IF YOU have been missing the familiar, gentle tones of the Revd Richard Coles since his departure from the BBC, you can get a pleasingly extended dose courtesy of Rosebud (Plaine Jaine Productions; downloadable every Friday). The podcast is a vehicle for Gyles Brandreth. It is not driven by the voluble host, however, but by the guest, who is invited to identify those “rosebud” moments that formed his or her character, just as powerfully as did that iconic sled in Citizen Kane.
For Fr Coles, the recital of formative experiences begins unpromisingly, with a memory of the time his baby brother “did a poo” in the bath; and there are details along the way of the young pop star’s life in ’80s London which are not for the squeamish. But there are also episodes of great tenderness, self-knowledge, and humour. Fr Coles’s cultural ubiquity is his greatest asset. His father thought that God wore an Old Etonian tie; Richard hung out with Jimmy Somerville, and was called to the faith by reading George Herbert’s “Love bade me welcome”. It is a charming combination, which flatters perfectly the sensibilities of the Radio 4 audience. That we now must seek him out in podcast-land says much about contemporary media drift.
At least Dr Michael Mosley doesn’t seem to be going anywhere. His series on health and well-being, Just One Thing — with Michael Mosley (Radio 4, Thursdays), has definitely contravened its own founding principle by reaching almost 100 “things”. Having presumably run out of all the obvious tips — such as how it’s not a good idea to eat a whole chocolate cake in one sitting — Dr Mosley is now exploring aspects of lifestyle whose benefits are more marginal and less easily quantifiable.
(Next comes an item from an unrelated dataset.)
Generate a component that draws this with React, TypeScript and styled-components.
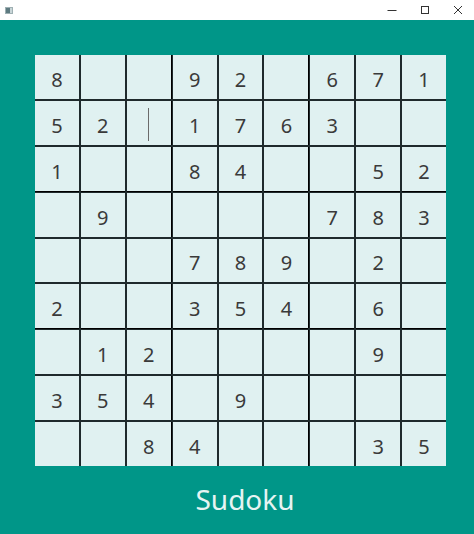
import styled, { createGlobalStyle } from "styled-components";

const GlobalStyle = createGlobalStyle`
  html, body {
    margin: 0;
    padding: 0;
    background: #009688;
  }
  * {
    box-sizing: border-box;
  }
`;

const Window = styled.div`
  width: 474px;
  height: 534px;
  display: flex;
  flex-direction: column;
  background-color: #009688;
  font-family: "Noto Sans", "Open Sans", sans-serif;
  overflow: hidden;
`;

const TitleBar = styled.div`
  height: 20px;
  background-color: #ffffff;
  display: flex;
  align-items: center;
  justify-content: space-between;
  padding-left: 5px;
`;

const AppIcon = styled.div`
  width: 8px;
  height: 7px;
  background: linear-gradient(90deg, #5d7a80 0 60%, #c9d6d8 60% 100%);
  border: 1px solid #9fb0b3;
`;

const Controls = styled.div`
  display: flex;
  height: 100%;
`;

const ControlButton = styled.div`
  width: 33px;
  height: 100%;
  display: flex;
  align-items: center;
  justify-content: center;
`;

const Board = styled.div`
  padding: 35px 0 0 35px;
`;

const Grid = styled.div`
  width: 411px;
  height: 411px;
  display: grid;
  grid-template-columns: repeat(9, 1fr);
  grid-template-rows: repeat(9, 1fr);
  gap: 2px;
  background-color: #1f2a2c;
`;

const Cell = styled.div<{ $right: boolean; $bottom: boolean }>`
  background-color: #e0f1f1;
  display: flex;
  align-items: center;
  justify-content: center;
  padding-top: 5px;
  font-size: 20px;
  color: #3a3a3a;
  box-shadow: ${({ $right, $bottom }) =>
    [$right ? "1px 0 0 #000" : "", $bottom ? "0 1px 0 #000" : ""]
      .filter(Boolean)
      .join(", ") || "none"};
`;

const Caret = styled.span`
  width: 1px;
  height: 33px;
  background-color: #6b6b6b;
  margin-top: -2px;
`;

const Footer = styled.div`
  flex: 1;
  display: flex;
  align-items: center;
  justify-content: center;
  padding-left: 16px;
  padding-bottom: 2px;
  color: #e6f4f3;
  font-size: 28px;
  font-family: "Noto Sans", "Open Sans", sans-serif;
`;

const puzzle = [
  "8..92.671",
  "52|1763..",
  "1..84..52",
  ".9....783",
  "...789.2.",
  "2..354.6.",
  ".12....9.",
  "354.9....",
  "..84...35",
];

const rows = puzzle.map((r) => r.split(""));

export default function App() {
  return (
    <>
      <GlobalStyle />
      <Window>
        <TitleBar>
          <AppIcon />
          <Controls>
            <ControlButton>
              <svg width="10" height="10" viewBox="0 0 10 10">
                <path d="M0.5 5.5h9" stroke="#333" strokeWidth="1" />
              </svg>
            </ControlButton>
            <ControlButton>
              <svg width="10" height="10" viewBox="0 0 10 10">
                <rect x="1.5" y="1.5" width="7" height="7" fill="none" stroke="#333" strokeWidth="1" />
              </svg>
            </ControlButton>
            <ControlButton>
              <svg width="10" height="10" viewBox="0 0 10 10">
                <path d="M1 1l8 8M9 1l-8 8" stroke="#333" strokeWidth="1" />
              </svg>
            </ControlButton>
          </Controls>
        </TitleBar>
        <Board>
          <Grid>
            {rows.map((row, r) =>
              row.map((ch, c) => (
                <Cell
                  key={`${r}-${c}`}
                  $right={c === 2 || c === 5}
                  $bottom={r === 2 || r === 5}
                >
                  {ch === "|" ? <Caret /> : ch === "." ? "" : ch}
                </Cell>
              ))
            )}
          </Grid>
        </Board>
        <Footer>Sudoku</Footer>
      </Window>
    </>
  );
}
Last week, we were encouraged to read poetry out loud, as a means of stimulating the parasympathetic nervous system. But it has to be metrical verse, according to the expert from the Swiss Association of Art Therapies. Tennyson evidently is preferable to T. S. Eliot. How this can be tested is unclear; but it is a further indication of how the well-being industry appropriates all virtue to its own cause.
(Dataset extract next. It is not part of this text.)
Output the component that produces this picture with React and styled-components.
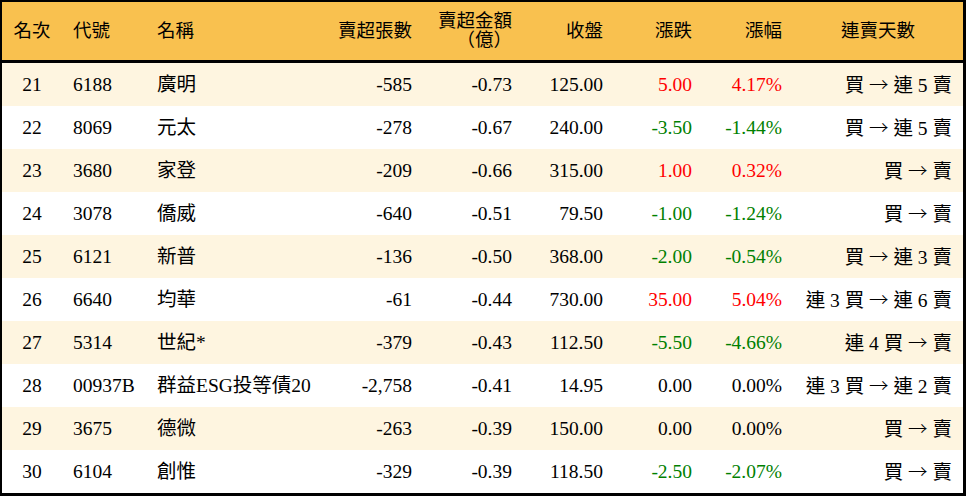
import React from "react";
import styled, { createGlobalStyle } from "styled-components";

const Global = createGlobalStyle`
  html, body { margin: 0; padding: 0; background: #fff; }
  body { font-family: "Liberation Serif", "Noto Sans CJK TC", serif; }
`;

const COLS = "60px 84px 177px 100px 100px 91px 89px 90px 170px";

const Table = styled.div`
  width: 966px;
  height: 496px;
  box-sizing: border-box;
  border-style: solid;
  border-color: #000;
  border-width: 2px 3px 3px 2px;
  display: flex;
  flex-direction: column;
  color: #000;
  font-size: 19.5px;
  text-spacing-trim: space-all;
`;

const HeadRow = styled.div`
  display: grid;
  grid-template-columns: ${COLS};
  height: 58px;
  background: #f9c14f;
  border-bottom: 3px solid #000;
  font-size: 18.5px;
`;

const Row = styled.div`
  display: grid;
  grid-template-columns: ${COLS};
  height: 43px;
  background: ${(p) => (p.$alt ? "#fef5e0" : "#ffffff")};
`;

const Cell = styled.div`
  display: flex;
  flex-direction: column;
  justify-content: center;
  padding: 0 11px;
  white-space: nowrap;
  text-align: ${(p) => p.$align || "left"};
  align-items: ${(p) =>
    p.$align === "right" ? "flex-end" : p.$align === "center" ? "center" : "flex-start"};
  color: ${(p) => p.$color || "inherit"};
  line-height: 19px;
`;

const Arrow = styled.span`
  font-family: "Noto Sans CJK TC", sans-serif;
  font-weight: 300;
`;

const headers = [
  { t: "名次", a: "center" },
  { t: "代號", a: "left" },
  { t: "名稱", a: "left" },
  { t: "賣超張數", a: "right" },
  { t: ["賣超金額", "（億）"], a: "right" },
  { t: "收盤", a: "right" },
  { t: "漲跌", a: "right" },
  { t: "漲幅", a: "right" },
  { t: "連賣天數", a: "center" },
];

const rows = [
  ["21", "6188", "廣明", "-585", "-0.73", "125.00", "5.00", "4.17%", ["買", "連 5 賣"]],
  ["22", "8069", "元太", "-278", "-0.67", "240.00", "-3.50", "-1.44%", ["買", "連 5 賣"]],
  ["23", "3680", "家登", "-209", "-0.66", "315.00", "1.00", "0.32%", ["買", "賣"]],
  ["24", "3078", "僑威", "-640", "-0.51", "79.50", "-1.00", "-1.24%", ["買", "賣"]],
  ["25", "6121", "新普", "-136", "-0.50", "368.00", "-2.00", "-0.54%", ["買", "連 3 賣"]],
  ["26", "6640", "均華", "-61", "-0.44", "730.00", "35.00", "5.04%", ["連 3 買", "連 6 賣"]],
  ["27", "5314", "世紀*", "-379", "-0.43", "112.50", "-5.50", "-4.66%", ["連 4 買", "賣"]],
  ["28", "00937B", "群益ESG投等債20", "-2,758", "-0.41", "14.95", "0.00", "0.00%", ["連 3 買", "連 2 賣"]],
  ["29", "3675", "德微", "-263", "-0.39", "150.00", "0.00", "0.00%", ["買", "賣"]],
  ["30", "6104", "創惟", "-329", "-0.39", "118.50", "-2.50", "-2.07%", ["買", "賣"]],
];

const aligns = ["center", "left", "left", "right", "right", "right", "right", "right", "right"];

const changeColor = (v) => {
  const n = parseFloat(v);
  if (n > 0) return "#ff0000";
  if (n < 0) return "#008000";
  return undefined;
};

export default function App() {
  return (
    <>
      <Global />
      <Table>
        <HeadRow>
          {headers.map((h, i) => (
            <Cell key={i} $align={h.a}>
              {Array.isArray(h.t) ? h.t.map((l) => <span key={l}>{l}</span>) : h.t}
            </Cell>
          ))}
        </HeadRow>
        {rows.map((r, ri) => (
          <Row key={ri} $alt={ri % 2 === 0}>
            {r.map((v, ci) => (
              <Cell
                key={ci}
                $align={aligns[ci]}
                $color={ci === 6 || ci === 7 ? changeColor(v) : undefined}
              >
                {Array.isArray(v) ? (
                  <span>
                    {v[0]} <Arrow>→</Arrow> {v[1]}
                  </span>
                ) : (
                  v
                )}
              </Cell>
            ))}
          </Row>
        ))}
      </Table>
    </>
  );
}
Previous episodes of Dr Mosley’s show have taught us how learning a musical instrument improves brain power, and volunteering makes for a more resilient immune system. The question is, if I help an old lady cross the road, how much of that cake am I allowed?
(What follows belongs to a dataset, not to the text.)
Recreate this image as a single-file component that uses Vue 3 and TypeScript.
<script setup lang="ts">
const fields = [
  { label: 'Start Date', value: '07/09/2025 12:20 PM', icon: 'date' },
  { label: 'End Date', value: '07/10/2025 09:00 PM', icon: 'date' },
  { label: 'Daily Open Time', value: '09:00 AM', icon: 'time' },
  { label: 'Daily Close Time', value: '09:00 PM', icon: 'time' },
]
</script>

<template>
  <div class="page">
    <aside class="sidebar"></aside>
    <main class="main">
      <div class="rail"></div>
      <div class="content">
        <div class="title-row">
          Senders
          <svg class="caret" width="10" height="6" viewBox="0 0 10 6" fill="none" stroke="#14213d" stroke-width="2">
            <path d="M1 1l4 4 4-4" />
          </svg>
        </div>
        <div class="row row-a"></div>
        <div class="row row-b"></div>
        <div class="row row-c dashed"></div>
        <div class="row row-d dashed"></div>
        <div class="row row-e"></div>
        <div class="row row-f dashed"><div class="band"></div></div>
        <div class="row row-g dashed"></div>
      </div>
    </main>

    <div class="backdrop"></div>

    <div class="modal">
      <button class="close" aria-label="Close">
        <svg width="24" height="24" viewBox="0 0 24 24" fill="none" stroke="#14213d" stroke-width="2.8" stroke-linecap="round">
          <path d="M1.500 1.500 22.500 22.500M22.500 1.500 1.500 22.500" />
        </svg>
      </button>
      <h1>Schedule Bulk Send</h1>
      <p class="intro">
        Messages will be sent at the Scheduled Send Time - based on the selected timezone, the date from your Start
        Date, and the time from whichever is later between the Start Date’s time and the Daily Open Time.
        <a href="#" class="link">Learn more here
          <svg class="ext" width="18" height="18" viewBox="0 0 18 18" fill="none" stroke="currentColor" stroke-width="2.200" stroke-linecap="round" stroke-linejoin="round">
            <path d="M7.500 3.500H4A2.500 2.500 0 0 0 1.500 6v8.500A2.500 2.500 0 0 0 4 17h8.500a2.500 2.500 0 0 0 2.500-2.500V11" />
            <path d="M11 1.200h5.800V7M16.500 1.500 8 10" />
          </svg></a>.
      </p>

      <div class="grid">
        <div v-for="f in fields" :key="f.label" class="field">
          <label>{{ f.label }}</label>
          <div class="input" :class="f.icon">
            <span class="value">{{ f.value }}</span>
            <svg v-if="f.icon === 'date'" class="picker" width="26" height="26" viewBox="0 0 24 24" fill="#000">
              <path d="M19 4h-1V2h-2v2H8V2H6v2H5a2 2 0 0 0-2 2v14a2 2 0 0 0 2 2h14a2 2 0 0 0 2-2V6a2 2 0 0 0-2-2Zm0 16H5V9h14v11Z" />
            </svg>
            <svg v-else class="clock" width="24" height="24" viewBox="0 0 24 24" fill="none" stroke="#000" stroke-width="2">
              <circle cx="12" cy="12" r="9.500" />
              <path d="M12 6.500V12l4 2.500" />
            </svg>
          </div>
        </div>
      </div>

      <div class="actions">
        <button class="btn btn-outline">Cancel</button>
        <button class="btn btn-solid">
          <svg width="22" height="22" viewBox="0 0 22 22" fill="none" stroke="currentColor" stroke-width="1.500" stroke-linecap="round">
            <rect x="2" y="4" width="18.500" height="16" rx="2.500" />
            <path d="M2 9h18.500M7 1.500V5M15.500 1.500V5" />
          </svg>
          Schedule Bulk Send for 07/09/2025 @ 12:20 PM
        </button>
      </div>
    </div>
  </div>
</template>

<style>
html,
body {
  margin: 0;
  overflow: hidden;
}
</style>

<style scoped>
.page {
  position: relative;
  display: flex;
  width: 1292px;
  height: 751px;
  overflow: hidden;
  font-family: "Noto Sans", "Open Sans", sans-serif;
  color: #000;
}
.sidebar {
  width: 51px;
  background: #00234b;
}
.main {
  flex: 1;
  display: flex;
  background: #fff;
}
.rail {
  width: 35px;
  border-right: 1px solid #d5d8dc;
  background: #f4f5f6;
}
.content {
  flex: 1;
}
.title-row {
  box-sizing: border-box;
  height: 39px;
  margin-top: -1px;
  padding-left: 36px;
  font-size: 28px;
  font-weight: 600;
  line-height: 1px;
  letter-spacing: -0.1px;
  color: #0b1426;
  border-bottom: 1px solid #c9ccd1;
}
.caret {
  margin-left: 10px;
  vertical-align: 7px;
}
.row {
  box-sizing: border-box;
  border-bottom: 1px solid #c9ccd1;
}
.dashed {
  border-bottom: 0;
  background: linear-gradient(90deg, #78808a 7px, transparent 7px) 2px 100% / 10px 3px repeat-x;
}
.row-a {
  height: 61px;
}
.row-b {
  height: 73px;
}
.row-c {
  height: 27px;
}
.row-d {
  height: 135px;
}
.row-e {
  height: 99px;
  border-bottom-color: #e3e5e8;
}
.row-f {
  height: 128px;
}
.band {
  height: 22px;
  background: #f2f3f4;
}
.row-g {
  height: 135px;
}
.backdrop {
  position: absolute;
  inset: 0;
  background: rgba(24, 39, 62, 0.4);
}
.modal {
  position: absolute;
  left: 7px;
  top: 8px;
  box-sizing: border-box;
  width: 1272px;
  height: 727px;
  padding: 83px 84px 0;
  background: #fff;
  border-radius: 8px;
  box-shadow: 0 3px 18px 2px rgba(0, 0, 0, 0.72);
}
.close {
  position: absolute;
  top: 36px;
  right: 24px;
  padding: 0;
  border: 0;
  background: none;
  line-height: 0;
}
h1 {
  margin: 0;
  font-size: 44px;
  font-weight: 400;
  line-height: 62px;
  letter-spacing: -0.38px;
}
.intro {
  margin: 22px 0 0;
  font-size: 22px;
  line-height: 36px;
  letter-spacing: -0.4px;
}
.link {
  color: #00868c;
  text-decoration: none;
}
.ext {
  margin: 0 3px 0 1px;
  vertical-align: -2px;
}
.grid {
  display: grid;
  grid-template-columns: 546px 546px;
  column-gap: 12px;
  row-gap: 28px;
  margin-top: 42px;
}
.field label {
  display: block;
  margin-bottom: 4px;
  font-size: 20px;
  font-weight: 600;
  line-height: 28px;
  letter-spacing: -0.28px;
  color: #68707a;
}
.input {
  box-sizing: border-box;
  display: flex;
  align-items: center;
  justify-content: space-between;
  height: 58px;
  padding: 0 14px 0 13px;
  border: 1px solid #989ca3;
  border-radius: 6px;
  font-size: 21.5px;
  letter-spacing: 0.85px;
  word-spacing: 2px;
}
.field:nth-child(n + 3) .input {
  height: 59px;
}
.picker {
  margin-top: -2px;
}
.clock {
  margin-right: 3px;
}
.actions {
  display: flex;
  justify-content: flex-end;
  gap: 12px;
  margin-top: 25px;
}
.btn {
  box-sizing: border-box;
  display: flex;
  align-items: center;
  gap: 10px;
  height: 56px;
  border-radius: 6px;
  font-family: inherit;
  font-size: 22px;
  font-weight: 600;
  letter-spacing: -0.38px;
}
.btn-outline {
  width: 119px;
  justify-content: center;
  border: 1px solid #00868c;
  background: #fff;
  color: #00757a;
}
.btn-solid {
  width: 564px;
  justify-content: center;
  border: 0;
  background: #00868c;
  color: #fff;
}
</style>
Sillier still was The Essay: Music in bloom (Radio 3, Monday of last week), in which Katie Derham found a serious botanist almost biddable enough to say that plants could hear music and respond positively to it. To be fair to him and his scientific reputation, he was only being polite to a presenter who was desperately trying to legitimise her programme. We heard also from a composer who wrote a piece to be broadcast from a bed of flowers; but that is not the same thing at all; and the image of a pot-plant swaying to a musical beat remains the stuff of novelty toys.